- _Given exercise_
Of the lines below, count those containing the word "this". Reply with the number alone.

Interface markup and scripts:
╭──

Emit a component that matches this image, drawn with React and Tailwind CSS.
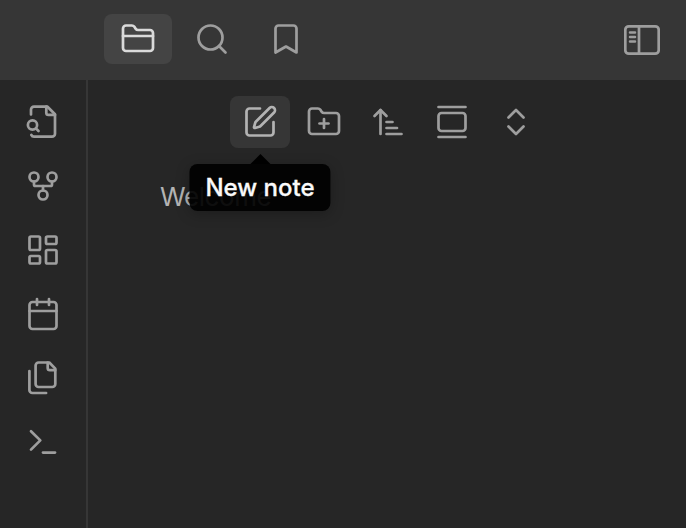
import React from "react";
import {
  ArrowUpNarrowWide, Bookmark, Calendar, ChevronsUpDown, FolderClosed, FolderPlus,
  GalleryVertical, GitFork, LayoutDashboard, Search, SquarePen,
} from "lucide-react";

const ICON = { size: 36, strokeWidth: 1.8 };

function Glyph({ children }) {
  return (
    <svg width="36" height="36" viewBox="0 0 36 36" fill="none" stroke="currentColor"
      strokeWidth="2.7" strokeLinecap="round" strokeLinejoin="round">
      {children}
    </svg>
  );
}

const QuickSwitcherIcon = () => (
  <Glyph>
    <path d="M6 10.5V5.7a3 3 0 0 1 3-3h13.5L30 10.2v19.5a3 3 0 0 1-3 3H9a3 3 0 0 1-2.7-1.8" />
    <path d="M21.3 2.7v6a2.2 2.2 0 0 0 2.2 2.2H30" />
    <circle cx="7.5" cy="21" r="4.6" />
    <path d="m10.9 24.4 2.6 2.6" />
  </Glyph>
);

const TemplatesIcon = () => (
  <Glyph>
    <path d="M24.3 2.5H13.6a3 3 0 0 0-3 3V24a3 3 0 0 0 3 3h13.7a3 3 0 0 0 3-3V8.6z" />
    <path d="M22.7 2.7v5.3a2.2 2.2 0 0 0 2.2 2.2h5.3" />
    <path d="M4.4 11v19a3 3 0 0 0 3 3h13.7" />
  </Glyph>
);

const TerminalIcon = () => (
  <Glyph>
    <path d="m6 7.3 9.3 9.1L6 25.6" />
    <path d="M18 28.6h12" />
  </Glyph>
);

const SidebarToggleIcon = () => (
  <Glyph>
    <rect x="1.3" y="4.3" width="33.4" height="27.4" rx="3.5" />
    <path d="M15 4.3v27.4" />
    <path d="M6 10.4h5M6 15h5M6 19.6h5" strokeWidth="2.5" />
  </Glyph>
);

const tabs = [
  { id: "files", icon: FolderClosed, active: true },
  { id: "search", icon: Search },
  { id: "bookmarks", icon: Bookmark },
];

const ribbon = [
  { id: "switcher", icon: QuickSwitcherIcon },
  { id: "graph", icon: GitFork },
  { id: "canvas", icon: LayoutDashboard },
  { id: "daily", icon: Calendar },
  { id: "templates", icon: TemplatesIcon },
  { id: "commands", icon: TerminalIcon },
];

const actions = [
  { id: "new", icon: SquarePen, tooltip: "New note" },
  { id: "folder", icon: FolderPlus },
  { id: "sort", icon: ArrowUpNarrowWide },
  { id: "reveal", icon: GalleryVertical },
  { id: "expand", icon: ChevronsUpDown },
];

function Tooltip({ label }) {
  return (
    <div className="absolute left-1/2 top-[68px] z-10 -translate-x-1/2 rounded-lg bg-black/92 px-4 h-[47px] flex items-center shadow-[0_3px_14px_rgba(0,0,0,0.25)]">
      <div className="absolute left-1/2 -top-[10px] -translate-x-1/2 border-x-[10px] border-b-[10px] border-x-transparent border-b-black" />
      <span className="whitespace-nowrap text-[24px] font-medium leading-none text-[#fafafa] [-webkit-text-stroke:0.3px_#fafafa]">{label}</span>
    </div>
  );
}

export default function App() {
  return (
    <div className="flex h-screen w-full flex-col overflow-hidden bg-[#262626] font-['Inter',sans-serif] text-[#9e9e9e]">
      <header className="flex h-20 shrink-0 items-start justify-between bg-[#363636] pl-[104px] pr-[26px] pt-3.5">
        <div className="flex gap-1.5">
          {tabs.map(({ id, icon: Icon, active }) => (
            <button key={id}
              className={`flex h-[50px] w-[68px] items-center justify-center rounded-lg ${active ? "bg-[#444444] text-[#dadada]" : ""}`}>
              <Icon {...ICON} />
            </button>
          ))}
        </div>
        <button className="mt-2"><SidebarToggleIcon /></button>
      </header>

      <div className="flex min-h-0 flex-1">
        <nav className="flex w-[88px] shrink-0 flex-col items-center gap-7 border-r-2 border-[#363636] pt-6">
          {ribbon.map(({ id, icon: Icon }) => (
            <button key={id}><Icon {...ICON} /></button>
          ))}
        </nav>

        <main className="flex-1 pt-4">
          <div className="flex gap-1 pl-[142px]">
            {actions.map(({ id, icon: Icon, tooltip }) => (
              <button key={id}
                className={`relative flex h-[52px] w-[60px] items-center justify-center rounded-lg ${tooltip ? "bg-[#363636] text-[#b3b3b3]" : ""}`}>
                <Icon {...ICON} />
                {tooltip && <Tooltip label={tooltip} />}
              </button>
            ))}
          </div>
          <div className="pl-[72px] pt-8 text-[26px] leading-[34px] tracking-[-0.4px] text-[#b3b3b3]">Welcome</div>
        </main>
      </div>
    </div>
  );
}
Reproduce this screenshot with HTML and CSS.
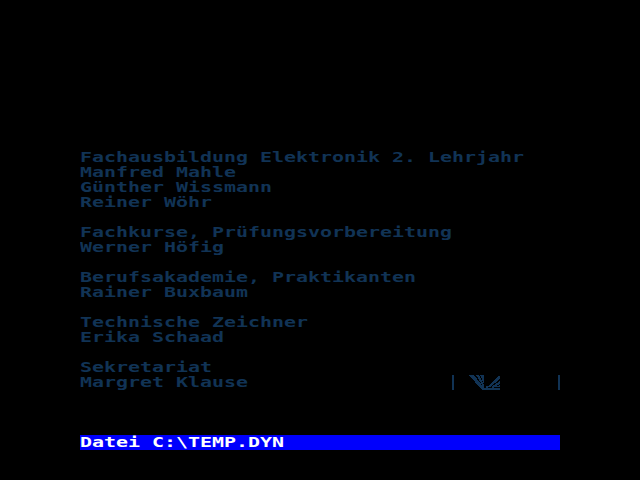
FILE: index.html
```
<!DOCTYPE html>
<html lang="de">
<head>
<meta charset="utf-8">
<title>Datei C:\TEMP.DYN</title>
<link rel="stylesheet" href="styles.css">
</head>
<body>
<main class="screen">
<pre class="text listing">Fachausbildung Elektronik 2. Lehrjahr
Manfred Mahle
Günther Wissmann
Reiner Wöhr

Fachkurse, Prüfungsvorbereitung
Werner Höfig

Berufsakademie, Praktikanten
Rainer Buxbaum

Technische Zeichner
Erika Schaad

Sekretariat
Margret Klause</pre>
<div class="mark">
<svg class="logo" width="31" height="15" viewBox="0 0 31 15" shape-rendering="crispEdges">
<path d="M0 0H5L15 13V15H13ZM7 0H10L15 10V13ZM11 0H15V9ZM13 13H31V15H13ZM19 11L29 1H31V4L21 12H19ZM22 12L31 6V9L24 13ZM26 12L31 10V12ZM17 11H19V13H17Z"/>
</svg>
</div>
<footer class="status"><span class="text">Datei C:\TEMP.DYN</span></footer>
</main>
</body>
</html>
```
FILE: styles.css
```
body {
  margin: 0;
  background: #000;
}

.screen {
  box-sizing: border-box;
  width: 640px;
  height: 480px;
  padding: 150px 80px 30px;
  display: flex;
  flex-direction: column;
  overflow: hidden;
}

.text {
  margin: 0;
  display: block;
  width: 337px;
  font: bold 14px/15px "DejaVu Sans Mono", monospace;
  white-space: pre;
  transform: scaleX(1.4238);
  transform-origin: 0 0;
}

.listing {
  height: 240px;
  color: #113355;
}

.mark {
  box-sizing: border-box;
  align-self: flex-end;
  width: 108px;
  height: 15px;
  margin-top: -15px;
  padding-left: 15px;
  border: solid #113355;
  border-width: 0 2px;
}

.logo {
  display: block;
  fill: #113355;
}

.status {
  height: 15px;
  margin-top: auto;
  background: #0000fc;
  color: #fff;
}
```
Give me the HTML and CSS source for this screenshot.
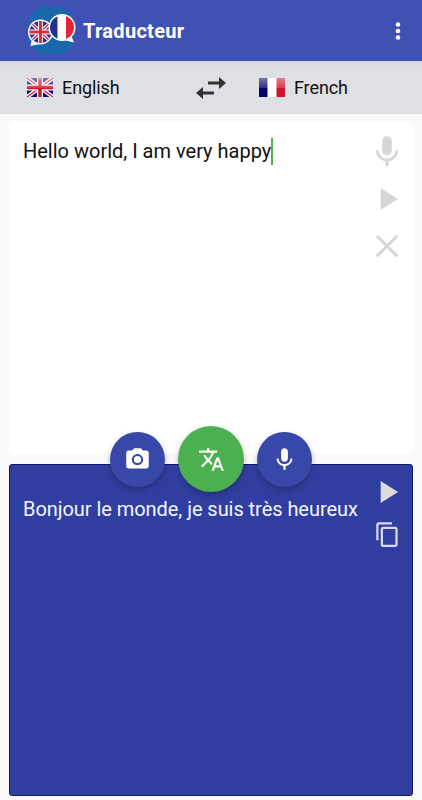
FILE: index.html
```html
<!DOCTYPE html>
<html lang="fr">
<head>
    <meta charset="UTF-8">
    <meta name="viewport" content="width=device-width, initial-scale=1.0">
    <title>Traducteur</title>
    <link rel="stylesheet" href="styles.css">
</head>
<body>

<header class="toolbar">
    <svg class="logo" viewBox="0 0 48 48">
        <defs>
            <clipPath id="ukClip"><circle cx="12.5" cy="25" r="11"/></clipPath>
            <clipPath id="frClip"><circle cx="34" cy="20.5" r="12"/></clipPath>
        </defs>
        <rect x="0.500" y="0" width="46" height="47" rx="18" fill="#1a68ac"/>
        <path d="M4 32L2.500 39L12 37Z" fill="#fff"/>
        <circle cx="12.500" cy="25" r="12.500" fill="#fff"/>
        <g clip-path="url(#ukClip)">
            <rect x="0" y="13" width="25" height="24" fill="#24348c"/>
            <path d="M1 14L24 36M24 14L1 36" stroke="#fff" stroke-width="3.500"/>
            <path d="M1 14L24 36M24 14L1 36" stroke="#dc2c40" stroke-width="1.500"/>
            <path d="M12.500 13V37M0 25H25" stroke="#fff" stroke-width="5"/>
            <path d="M12.500 13V37M0 25H25" stroke="#dc2c40" stroke-width="3.200"/>
        </g>
        <path d="M43 28L46 35.500L36 33Z" fill="#fff"/>
        <circle cx="34" cy="20.500" r="13.500" fill="#fff"/>
        <g clip-path="url(#frClip)">
            <rect x="21" y="8" width="8.500" height="25" fill="#24348c"/>
            <rect x="38" y="8" width="9" height="25" fill="#e42538"/>
        </g>
    </svg>
    <h1>Traducteur</h1>
    <svg class="more" viewBox="0 0 6 20">
        <circle cx="3" cy="3.500" r="2.300"/>
        <circle cx="3" cy="10" r="2.300"/>
        <circle cx="3" cy="16.500" r="2.300"/>
    </svg>
</header>

<div class="languages">
    <div class="lang">
        <svg class="flag" viewBox="0 0 26 19">
            <defs>
                <linearGradient id="gloss" x1="0" y1="0" x2="0" y2="1">
                    <stop offset="0" stop-color="#fff" stop-opacity=".45"/>
                    <stop offset=".5" stop-color="#fff" stop-opacity=".18"/>
                    <stop offset=".55" stop-color="#fff" stop-opacity="0"/>
                </linearGradient>
            </defs>
            <rect width="26" height="19" fill="#0c0c6c"/>
            <path d="M0 0L26 19M26 0L0 19" stroke="#fff" stroke-width="4"/>
            <path d="M0 0L26 19M26 0L0 19" stroke="#d0142c" stroke-width="1.300"/>
            <path d="M13 0V19M0 9.500H26" stroke="#fff" stroke-width="6"/>
            <path d="M13 0V19M0 9.500H26" stroke="#d0142c" stroke-width="3.500"/>
            <rect width="26" height="19" fill="url(#gloss)"/>
        </svg>
        <span>English</span>
    </div>
    <svg class="swap" viewBox="0 0 30 24">
        <path d="M12 5.500H23V1L30 7L23 13V8.500H12Z"/>
        <path d="M18 15.500H7V11L0 17L7 23V18.500H18Z"/>
    </svg>
    <div class="lang">
        <svg class="flag" viewBox="0 0 26 19">
            <rect width="26" height="19" fill="#fff"/>
            <rect width="8.500" height="19" fill="#06066a"/>
            <rect x="17.500" width="8.500" height="19" fill="#d0142c"/>
            <rect width="26" height="19" fill="url(#gloss)"/>
        </svg>
        <span>French</span>
    </div>
</div>

<main class="content">
    <section class="card source">
        <p class="text">Hello world, I am very happy<span class="caret"></span></p>
        <div class="tools">
            <svg viewBox="0 0 24 24"><path d="M12 14c1.660 0 3-1.340 3-3V5c0-1.660-1.340-3-3-3S9 3.340 9 5v6c0 1.660 1.340 3 3 3zM17.300 11c0 3-2.540 5.100-5.300 5.100S6.700 14 6.700 11H5c0 3.410 2.720 6.230 6 6.720V21h2v-3.280c3.280-.48 6-3.300 6-6.720z"/></svg>
            <svg viewBox="0 0 24 24"><path d="M8 5v14l11-7z"/></svg>
            <svg viewBox="0 0 24 24"><path d="M5.500 5.500L18.500 18.500M18.500 5.500L5.500 18.500" stroke="#d6d6d6" stroke-width="1.900"/></svg>
        </div>
    </section>

    <div class="actions">
        <button class="fab">
            <svg viewBox="0 0 24 24"><circle cx="12" cy="12" r="3.200"/><path d="M9 2L7.170 4H4c-1.100 0-2 .9-2 2v12c0 1.100.9 2 2 2h16c1.100 0 2-.9 2-2V6c0-1.100-.9-2-2-2h-3.170L15 2H9zm3 15c-2.760 0-5-2.240-5-5s2.240-5 5-5 5 2.240 5 5-2.240 5-5 5z"/></svg>
        </button>
        <button class="fab translate">
            <svg viewBox="0 0 24 24"><path d="M12.870 15.070l-2.540-2.510.03-.03c1.740-1.940 2.980-4.170 3.710-6.530H17V4h-7V2H8v2H1v1.990h11.170C11.500 7.920 10.440 9.750 9 11.350 8.070 10.320 7.300 9.190 6.690 8h-2c.73 1.630 1.730 3.170 2.980 4.560l-5.090 5.020L4 19l5-5 3.110 3.110.76-2.040zM18.500 10h-2L12 22h2l1.120-3h4.750L21 22h2l-4.500-12zm-2.620 7l1.620-4.330L19.120 17h-3.240z"/></svg>
        </button>
        <button class="fab">
            <svg viewBox="0 0 24 24"><path d="M12 14c1.660 0 3-1.340 3-3V5c0-1.660-1.340-3-3-3S9 3.340 9 5v6c0 1.660 1.340 3 3 3zM17.300 11c0 3-2.540 5.100-5.300 5.100S6.700 14 6.700 11H5c0 3.410 2.720 6.230 6 6.720V21h2v-3.280c3.280-.48 6-3.300 6-6.720z"/></svg>
        </button>
    </div>

    <section class="card result">
        <p class="text">Bonjour le monde, je suis très heureux</p>
        <div class="tools">
            <svg viewBox="0 0 24 24"><path d="M8 5v14l11-7z"/></svg>
            <svg class="copy" viewBox="0 0 24 24"><path d="M16 1H4c-1.100 0-2 .9-2 2v14h2V3h12V1zm3 4H8c-1.100 0-2 .9-2 2v14c0 1.100.9 2 2 2h11c1.100 0 2-.9 2-2V7c0-1.100-.9-2-2-2zm0 16H8V7h11v14z"/></svg>
        </div>
    </section>
</main>

</body>
</html>
```
FILE: styles.css
```css
* {
    box-sizing: border-box;
    margin: 0;
    padding: 0;
}

body {
    font-family: Roboto, 'Liberation Sans', sans-serif;
    background-color: #fafafa;
    height: 800px;
    overflow: hidden;
    display: flex;
    flex-direction: column;
}

svg {
    display: block;
    flex: none;
}

.toolbar {
    flex: none;
    height: 61px;
    padding: 0 21px 0 28px;
    display: flex;
    align-items: center;
    background-color: #3f51b5;
    color: #fff;
}

.logo {
    width: 48px;
    height: 48px;
}

.toolbar h1 {
    flex: 1;
    margin-left: 7px;
    font-size: 20px;
    font-weight: bold;
    letter-spacing: 0.3px;
}

.more {
    width: 6px;
    height: 20px;
    fill: #fff;
}

.languages {
    flex: none;
    height: 53px;
    padding: 0 27px;
    display: grid;
    grid-template-columns: 169px 63px 1fr;
    align-items: center;
    background: linear-gradient(#d3d4d8, #dfe0e4 7px);
}

.lang {
    display: flex;
    align-items: center;
    gap: 9px;
    font-size: 18px;
    letter-spacing: -0.1px;
    color: #111;
}

.flag {
    width: 26px;
    height: 19px;
}

.swap {
    width: 30px;
    height: 24px;
    fill: #333;
}

.content {
    flex: 1;
    padding: 8px 9px 4px;
    display: flex;
    flex-direction: column;
}

.card {
    flex: none;
    display: flex;
    justify-content: space-between;
    height: 332px;
    border-radius: 3px;
}

.source {
    background-color: #fff;
    padding: 11px 7px 0 14px;
}

.text {
    display: flex;
    align-items: center;
    height: 36px;
    font-size: 20px;
    color: #111;
    white-space: nowrap;
}

.caret {
    width: 2px;
    height: 27px;
    background-color: #4caf50;
}

.tools {
    display: flex;
    flex-direction: column;
    align-items: center;
    gap: 9px;
    fill: #d6d6d6;
}

.tools svg {
    width: 38px;
    height: 38px;
}

/* the buttons straddle the gap between the two cards */
.actions {
    flex: none;
    position: relative;
    z-index: 1;
    height: 66px;
    margin: -28px 0;
    display: flex;
    align-items: center;
    justify-content: center;
    gap: 13px;
}

.fab {
    display: flex;
    align-items: center;
    justify-content: center;
    width: 55px;
    height: 55px;
    border: none;
    border-radius: 50%;
    background-color: #3848a8;
    box-shadow: 0 3px 6px rgba(0, 0, 0, 0.25);
}

.fab svg {
    width: 27px;
    height: 27px;
    fill: #fff;
}

.translate {
    width: 66px;
    height: 66px;
    background-color: #4caf50;
}

.result {
    background-color: #303f9f;
    border: 1px solid #10186e;
    padding: 8px 6px 0 13px;
}

.result .text {
    height: 72px;
    letter-spacing: -0.05px;
    color: #f4f5ff;
}

.result .tools {
    gap: 10px;
    fill: #dcdcdc;
}

.result .tools .copy {
    width: 27px;
    height: 27px;
    fill: #d5daf5;
}
```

╰──

- _Response to the exercise_
3